>> Start Dataset

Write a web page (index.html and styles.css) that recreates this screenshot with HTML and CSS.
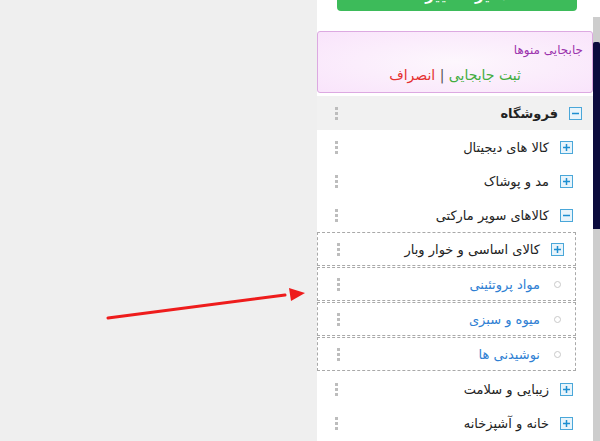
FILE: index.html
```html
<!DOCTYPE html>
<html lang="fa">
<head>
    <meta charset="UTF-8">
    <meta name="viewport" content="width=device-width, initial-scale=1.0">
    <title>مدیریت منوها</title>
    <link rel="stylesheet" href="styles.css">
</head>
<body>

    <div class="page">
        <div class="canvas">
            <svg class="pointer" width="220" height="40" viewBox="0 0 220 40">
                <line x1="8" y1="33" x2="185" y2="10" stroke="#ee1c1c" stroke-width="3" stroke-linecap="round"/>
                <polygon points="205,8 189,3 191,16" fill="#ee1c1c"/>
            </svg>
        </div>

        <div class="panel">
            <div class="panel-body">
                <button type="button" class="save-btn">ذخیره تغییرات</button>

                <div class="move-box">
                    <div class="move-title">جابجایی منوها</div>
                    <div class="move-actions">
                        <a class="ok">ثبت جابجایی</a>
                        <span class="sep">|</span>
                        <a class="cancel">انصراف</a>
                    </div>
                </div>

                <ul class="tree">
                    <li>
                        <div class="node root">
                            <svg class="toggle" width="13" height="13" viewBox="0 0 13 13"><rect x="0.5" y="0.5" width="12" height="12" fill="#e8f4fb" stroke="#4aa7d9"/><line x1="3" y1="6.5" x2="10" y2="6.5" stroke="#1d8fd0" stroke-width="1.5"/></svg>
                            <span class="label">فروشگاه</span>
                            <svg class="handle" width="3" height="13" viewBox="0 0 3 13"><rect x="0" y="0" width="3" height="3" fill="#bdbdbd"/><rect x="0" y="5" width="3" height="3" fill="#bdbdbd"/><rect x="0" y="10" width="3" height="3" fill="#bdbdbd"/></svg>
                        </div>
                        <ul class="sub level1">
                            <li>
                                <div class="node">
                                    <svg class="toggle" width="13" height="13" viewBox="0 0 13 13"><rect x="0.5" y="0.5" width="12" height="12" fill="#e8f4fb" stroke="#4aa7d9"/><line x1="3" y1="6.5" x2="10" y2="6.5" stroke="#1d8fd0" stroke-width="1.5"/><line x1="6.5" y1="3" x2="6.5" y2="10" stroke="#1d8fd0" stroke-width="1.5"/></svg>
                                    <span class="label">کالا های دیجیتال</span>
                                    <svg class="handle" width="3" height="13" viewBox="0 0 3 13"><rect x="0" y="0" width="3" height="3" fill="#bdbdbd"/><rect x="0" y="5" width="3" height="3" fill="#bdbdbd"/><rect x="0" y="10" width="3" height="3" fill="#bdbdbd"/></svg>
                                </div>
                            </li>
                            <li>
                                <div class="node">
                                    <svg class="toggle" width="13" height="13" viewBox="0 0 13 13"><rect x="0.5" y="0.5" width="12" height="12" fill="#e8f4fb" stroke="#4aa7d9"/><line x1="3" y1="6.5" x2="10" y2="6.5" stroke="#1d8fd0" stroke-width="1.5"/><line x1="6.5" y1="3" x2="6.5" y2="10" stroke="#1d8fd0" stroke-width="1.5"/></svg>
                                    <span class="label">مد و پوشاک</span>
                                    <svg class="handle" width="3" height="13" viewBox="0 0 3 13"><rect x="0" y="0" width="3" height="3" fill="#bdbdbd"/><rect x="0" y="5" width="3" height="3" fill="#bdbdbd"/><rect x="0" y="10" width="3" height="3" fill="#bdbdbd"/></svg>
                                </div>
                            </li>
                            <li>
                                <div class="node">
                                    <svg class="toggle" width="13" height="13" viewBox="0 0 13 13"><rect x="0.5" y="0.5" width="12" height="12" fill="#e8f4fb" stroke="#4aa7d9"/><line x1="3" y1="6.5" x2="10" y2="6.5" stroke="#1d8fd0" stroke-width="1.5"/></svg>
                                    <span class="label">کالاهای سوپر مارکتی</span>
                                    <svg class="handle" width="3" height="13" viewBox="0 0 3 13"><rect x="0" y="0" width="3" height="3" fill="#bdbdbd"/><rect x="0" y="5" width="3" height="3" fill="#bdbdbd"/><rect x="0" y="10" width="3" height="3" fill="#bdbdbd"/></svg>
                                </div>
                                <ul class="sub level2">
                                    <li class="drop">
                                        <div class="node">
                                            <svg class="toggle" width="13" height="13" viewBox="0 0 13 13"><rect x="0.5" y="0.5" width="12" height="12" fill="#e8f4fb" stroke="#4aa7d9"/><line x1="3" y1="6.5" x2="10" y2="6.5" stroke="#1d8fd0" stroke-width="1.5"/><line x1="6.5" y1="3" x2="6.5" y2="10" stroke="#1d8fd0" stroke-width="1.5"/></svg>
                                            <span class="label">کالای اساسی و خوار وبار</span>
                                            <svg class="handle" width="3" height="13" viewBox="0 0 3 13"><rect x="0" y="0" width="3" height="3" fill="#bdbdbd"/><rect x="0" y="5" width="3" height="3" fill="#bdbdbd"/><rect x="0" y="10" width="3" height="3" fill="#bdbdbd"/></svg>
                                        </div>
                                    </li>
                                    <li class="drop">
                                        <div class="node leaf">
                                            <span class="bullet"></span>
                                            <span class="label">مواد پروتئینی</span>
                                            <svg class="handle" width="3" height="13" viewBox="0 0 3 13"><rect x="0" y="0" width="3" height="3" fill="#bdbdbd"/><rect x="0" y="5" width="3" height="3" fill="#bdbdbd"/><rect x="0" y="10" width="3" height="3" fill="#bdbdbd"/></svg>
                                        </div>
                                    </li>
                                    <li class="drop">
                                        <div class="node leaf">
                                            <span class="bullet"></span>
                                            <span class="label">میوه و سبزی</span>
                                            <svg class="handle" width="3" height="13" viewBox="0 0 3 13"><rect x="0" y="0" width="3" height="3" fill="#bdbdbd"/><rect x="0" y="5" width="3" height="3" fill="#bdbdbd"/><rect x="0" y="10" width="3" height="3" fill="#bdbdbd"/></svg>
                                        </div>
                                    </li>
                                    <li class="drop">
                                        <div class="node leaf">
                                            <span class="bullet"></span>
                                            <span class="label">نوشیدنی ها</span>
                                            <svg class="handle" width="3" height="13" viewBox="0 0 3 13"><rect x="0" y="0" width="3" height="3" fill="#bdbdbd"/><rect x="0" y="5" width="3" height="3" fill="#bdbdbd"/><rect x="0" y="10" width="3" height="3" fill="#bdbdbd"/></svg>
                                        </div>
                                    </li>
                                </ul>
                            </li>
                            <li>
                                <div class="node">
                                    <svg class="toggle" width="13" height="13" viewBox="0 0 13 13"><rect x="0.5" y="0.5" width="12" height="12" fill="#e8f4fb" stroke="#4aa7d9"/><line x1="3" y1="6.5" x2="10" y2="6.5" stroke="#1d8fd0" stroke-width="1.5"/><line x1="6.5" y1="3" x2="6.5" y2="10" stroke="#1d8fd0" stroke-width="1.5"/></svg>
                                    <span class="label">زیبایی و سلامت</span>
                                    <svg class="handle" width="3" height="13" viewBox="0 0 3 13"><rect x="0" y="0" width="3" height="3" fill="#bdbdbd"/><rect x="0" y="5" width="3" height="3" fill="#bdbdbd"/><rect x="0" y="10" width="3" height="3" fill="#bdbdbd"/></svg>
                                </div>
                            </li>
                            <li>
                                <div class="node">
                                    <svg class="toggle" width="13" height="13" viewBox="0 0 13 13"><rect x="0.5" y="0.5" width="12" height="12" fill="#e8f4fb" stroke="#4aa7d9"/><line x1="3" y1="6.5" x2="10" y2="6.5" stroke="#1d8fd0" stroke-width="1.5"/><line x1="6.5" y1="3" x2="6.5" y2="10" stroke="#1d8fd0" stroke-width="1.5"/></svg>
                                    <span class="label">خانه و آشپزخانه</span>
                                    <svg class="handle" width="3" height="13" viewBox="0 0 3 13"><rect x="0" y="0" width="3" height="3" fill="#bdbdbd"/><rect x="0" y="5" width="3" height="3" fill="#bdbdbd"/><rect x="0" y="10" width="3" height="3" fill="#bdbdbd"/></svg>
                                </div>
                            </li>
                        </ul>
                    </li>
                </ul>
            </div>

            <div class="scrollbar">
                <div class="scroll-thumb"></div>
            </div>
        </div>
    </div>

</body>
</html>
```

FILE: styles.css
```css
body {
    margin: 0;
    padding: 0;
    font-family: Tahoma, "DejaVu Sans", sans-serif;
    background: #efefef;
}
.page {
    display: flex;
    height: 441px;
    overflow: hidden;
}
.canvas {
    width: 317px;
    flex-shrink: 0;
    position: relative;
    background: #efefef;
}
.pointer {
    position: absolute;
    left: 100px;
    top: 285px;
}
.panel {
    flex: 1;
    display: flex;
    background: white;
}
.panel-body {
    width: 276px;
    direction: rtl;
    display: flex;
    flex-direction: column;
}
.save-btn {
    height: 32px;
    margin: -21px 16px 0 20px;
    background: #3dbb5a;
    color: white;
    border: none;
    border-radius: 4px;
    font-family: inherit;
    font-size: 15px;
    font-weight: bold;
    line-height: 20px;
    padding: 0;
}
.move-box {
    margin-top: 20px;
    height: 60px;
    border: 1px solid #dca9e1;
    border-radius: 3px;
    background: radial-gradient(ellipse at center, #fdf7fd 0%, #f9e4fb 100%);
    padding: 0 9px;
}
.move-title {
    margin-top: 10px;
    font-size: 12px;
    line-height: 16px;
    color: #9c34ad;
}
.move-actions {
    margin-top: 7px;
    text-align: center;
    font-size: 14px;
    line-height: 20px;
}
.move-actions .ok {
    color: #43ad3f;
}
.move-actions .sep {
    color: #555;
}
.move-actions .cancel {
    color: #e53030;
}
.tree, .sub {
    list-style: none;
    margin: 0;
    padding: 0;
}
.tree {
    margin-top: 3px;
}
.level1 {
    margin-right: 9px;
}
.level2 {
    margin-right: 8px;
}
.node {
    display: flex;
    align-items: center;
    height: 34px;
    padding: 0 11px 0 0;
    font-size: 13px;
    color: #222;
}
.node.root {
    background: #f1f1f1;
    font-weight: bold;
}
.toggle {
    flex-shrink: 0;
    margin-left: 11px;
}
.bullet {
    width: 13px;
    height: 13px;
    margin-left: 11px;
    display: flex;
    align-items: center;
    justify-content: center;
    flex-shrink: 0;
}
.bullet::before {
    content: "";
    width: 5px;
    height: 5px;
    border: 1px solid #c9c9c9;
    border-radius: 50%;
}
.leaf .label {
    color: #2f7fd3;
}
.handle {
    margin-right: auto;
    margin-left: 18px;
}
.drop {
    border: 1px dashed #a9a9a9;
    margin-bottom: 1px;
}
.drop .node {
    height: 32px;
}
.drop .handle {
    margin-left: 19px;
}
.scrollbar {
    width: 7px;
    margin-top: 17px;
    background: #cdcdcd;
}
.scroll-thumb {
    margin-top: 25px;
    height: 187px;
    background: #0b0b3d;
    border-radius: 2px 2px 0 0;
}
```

>> End Dataset
>> Start Dataset

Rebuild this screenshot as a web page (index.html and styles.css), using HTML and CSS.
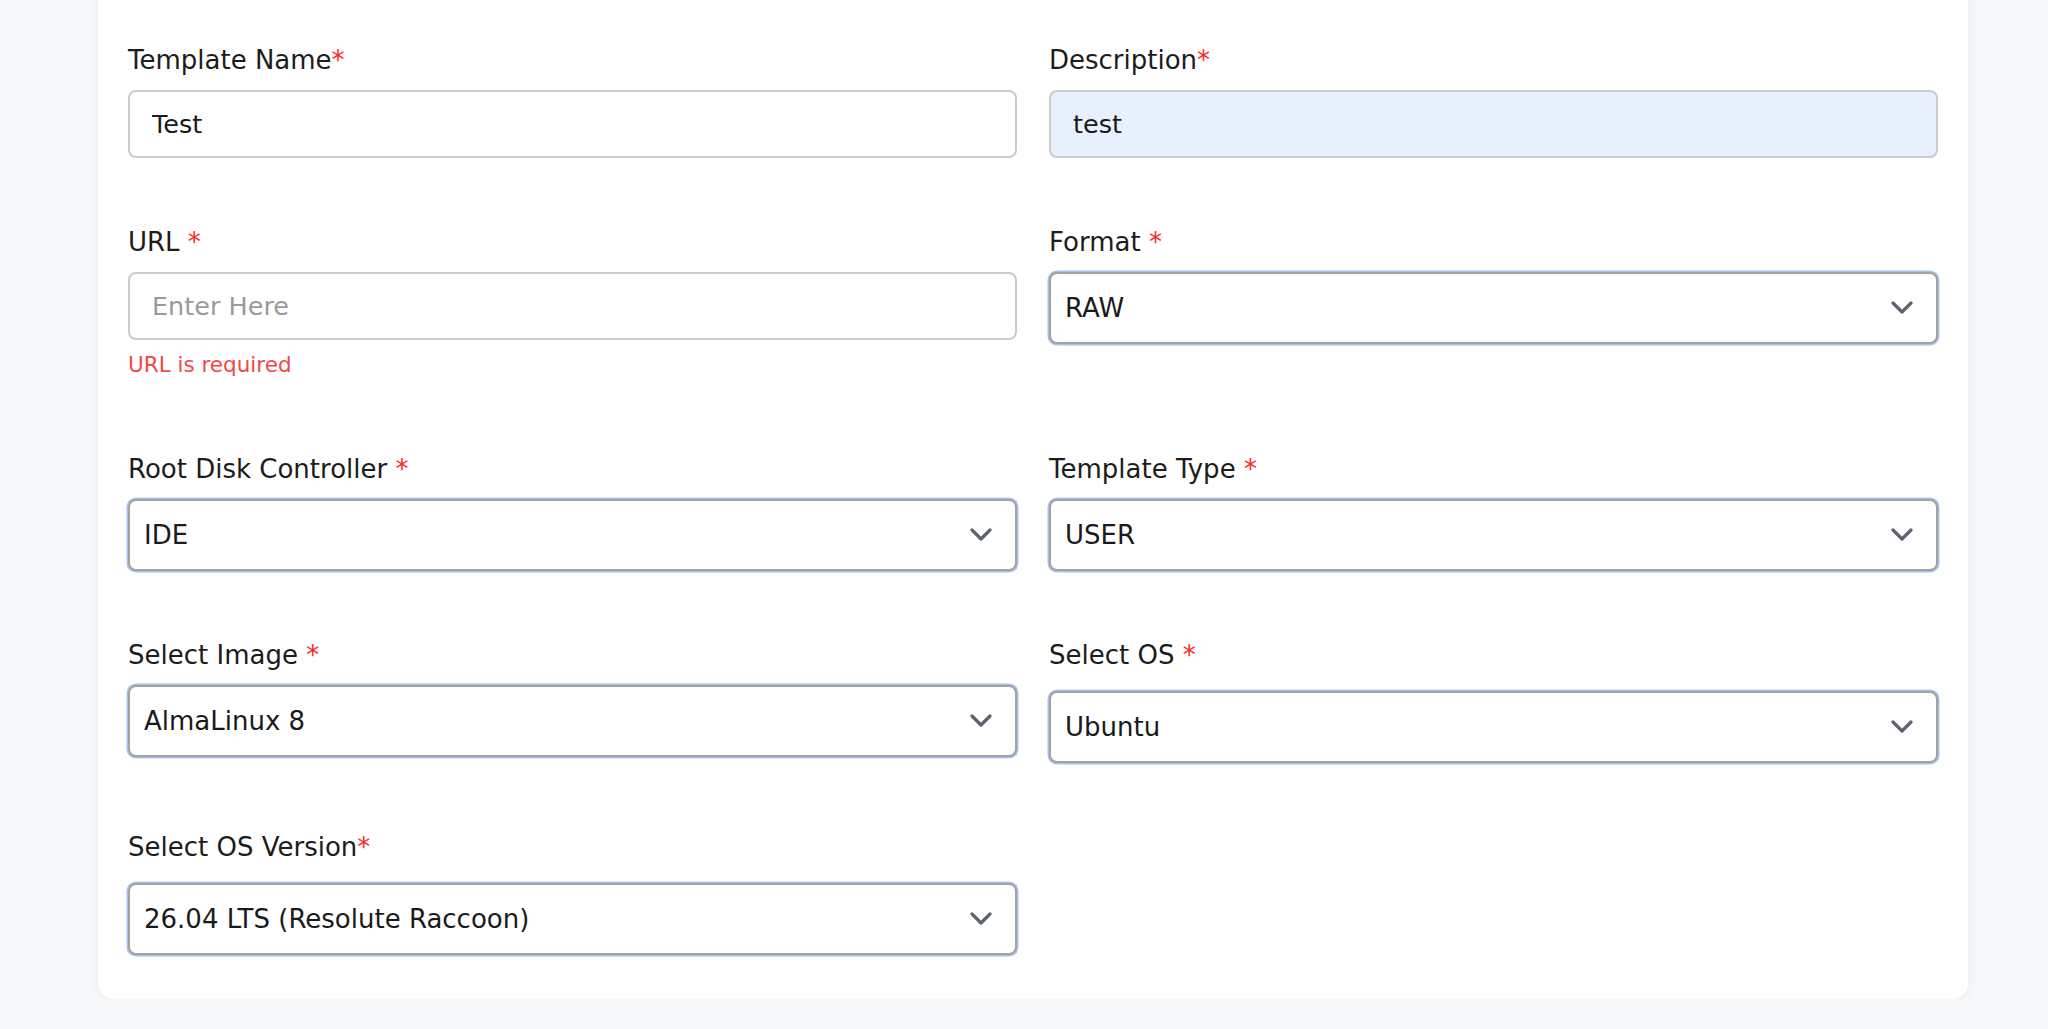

>> End Dataset
>> Start Dataset

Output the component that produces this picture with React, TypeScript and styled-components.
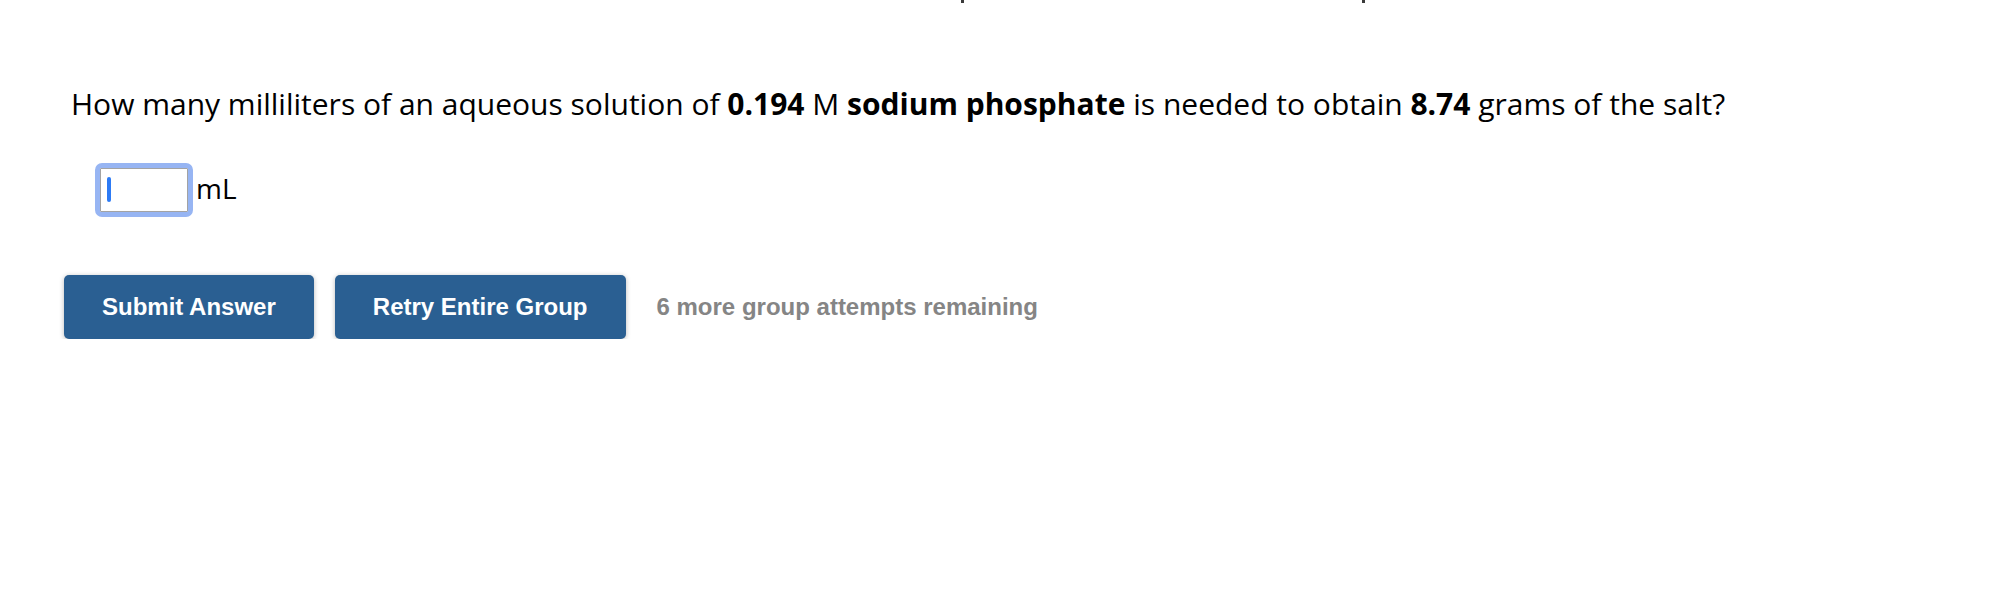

>> End Dataset

Show all lines above holding "this".

Write a web page (index.html and styles.css) that recreates this screenshot with HTML and CSS.
Rebuild this screenshot as a web page (index.html and styles.css), using HTML and CSS.
Output the component that produces this picture with React, TypeScript and styled-components.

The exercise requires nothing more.